Rikus Grobler | Oct 11, 2017 | 0
Sanlam contributes to education
Sanlam donated 32 computers valued at over N$200,000 to the accounting laboratory of the Polytechnic of Namibia. The insurance company also awarded six bursaries worth more than N$160,000 to students from the Polytechnic, University of Namibia as well as a student currently pursuing her studies in South Africa.
Speaking at the hand over ceremony, Sanlam’s CEO Tertius Stears, said that he believes the country can achieve the objectives of Vision 2030 through shared initiatives and smart partnerships between the private and public sector.
Stears said he is convinced that the computers will contribute to the improvement of education for accounting students at the Polytechnic, as well as to skills development of the country at large.
Tjama Tjivikua, Rector of the Polytechnic of Namibia said that this laboratory will not only benefit the students but also SMEs who rely on the Polytechnic students’ accounting experience for the preparation of their accounts and auditing their businesses.
“Sanlam and the Polytechnic are contributing to the development of small and medium enterprises who cannot afford the high rates of professional auditors in the industry, in turn the success of these SMEs will contribute to employment opportunities and economic growth in the country,” said Tjivikua.
Etambuya Mbuye, director of higher education at the Ministry of Education, said that it is not only up to the ministry alone to contribute to the success of the education sector.
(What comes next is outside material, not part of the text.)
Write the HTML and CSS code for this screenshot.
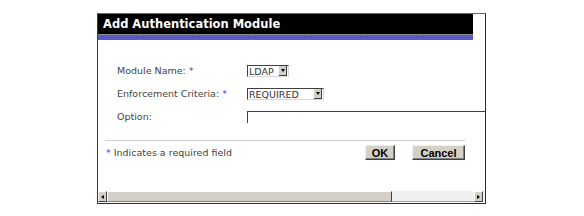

She said joint efforts and cooperation from stakeholders in all sectors of the country is needed and that that education should be learner centered.
Mbuye said that: “knowledge plays an important role in economical development because no country can prosper without knowledge and that these computer donations will directly contribute to skill development in the country.”
She urged the bursary recipients to utilise the equipment as they come at a great cost and that they should take care of them as if it were their own.